I never know what to say when I’m asked if one of the places I fish is as good as it was in the old days. Maybe I have a mental picture of pools with big wild trout stacked so thick I can’t see the bottom, but what is that, really? A single pool on a single, exceptional day in the 1980s, or three or four decades’ worth of accumulated recollections superimposed? For that matter, as far back as I can recall, there were codgers around who claimed that this same river or lake was only a shadow of what it used to be, while we younger guys had begun to suspect that things never really were the way they used to be.
The short answer is some places are better, some are worse, and others are about the same, but the biggest difference in most fisheries is that where the old-timers once told stories about trappers, floozies, and bootleggers, their replacements now reminisce about seeing Jimi Hendrix in concert.
I do clearly remember that fly-fishing was intimidating at first—an arcane business that looked like equal parts science and poetry—and all I hoped for on the technical side was simple competence. That seemed unattainable the first time I tried to cast a fly rod, but, lo and behold, simple competence is what I achieved. Now a guide I’m with might tell me it’s nice to have a decent fisherman in the boat for a change, but even if he’s trolling for a big tip, he won’t say I’m the best he’s ever seen.

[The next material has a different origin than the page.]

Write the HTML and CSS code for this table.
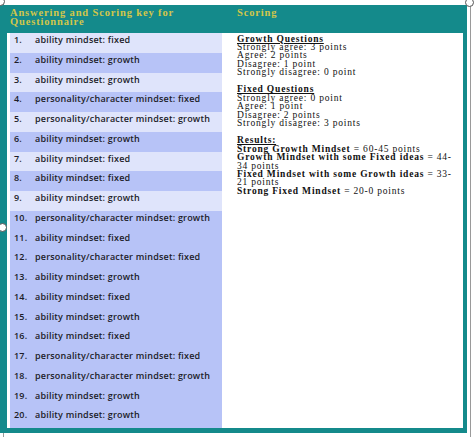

Of course, any definition of “good fisherman” has to include the ability to actually catch fish. I still sometimes have to remind myself of that, since my first fly-fishing was done in the depths of the counterculture of the late 1960s, when some of us thought trout fishing was our ticket to enlightenment. That was a stretch even for a bunch of hippies, but we were young and impressionable, and there was that quote from Japanese literature about not lecturing woodcutters and fishermen about Zen because they already knew the score.
Anyway, I read the books and magazines (all of which promised me more and bigger fish) and talked to other fishermen (some of whom were more helpful than others), but what taught me to fish were the lakes, rivers, and streams near home, where I spent entire seasons with no pressure. I was in my twenties, on my own, and could spend my time however I saw fit. After seeing to the necessities of food, rent, and gas money, I saw fit to spend that time trying to catch trout. I thought I was onto something. My father thought I lacked ambition. Neither of us was entirely wrong.
Since then I’ve grown up and become a productive, tax-paying member of society. I’ve also traveled farther and caught more and bigger fish, although by temperament I’m still one of those anglers Thomas McGuane once described as “searching less for recreation than for a kind of stillness.” On the other hand, I do love to catch fish, and it’s on those waters where I have the home-court advantage that I’m most likely to do that.
One chilly day last spring, I was fishing a favorite trout lake with crawdad flies and doing pretty well. I’d been working my way up the east shore, and in the space of half an hour had landed five good-sized trout. That hadn’t escaped a couple of guys nearby, who were fishing from belly boats and not getting any takes. Fishermen on the water are always aware of how others are doing, even though we make a show of seeming not to notice. There are those who try to overcome that by yelling, “Fish on!” to no one in particular, but as a native midwesterner I’m too shy to call attention to myself that brazenly. Instead I use loud click and pawl reels that scream like sirens when a fish takes line.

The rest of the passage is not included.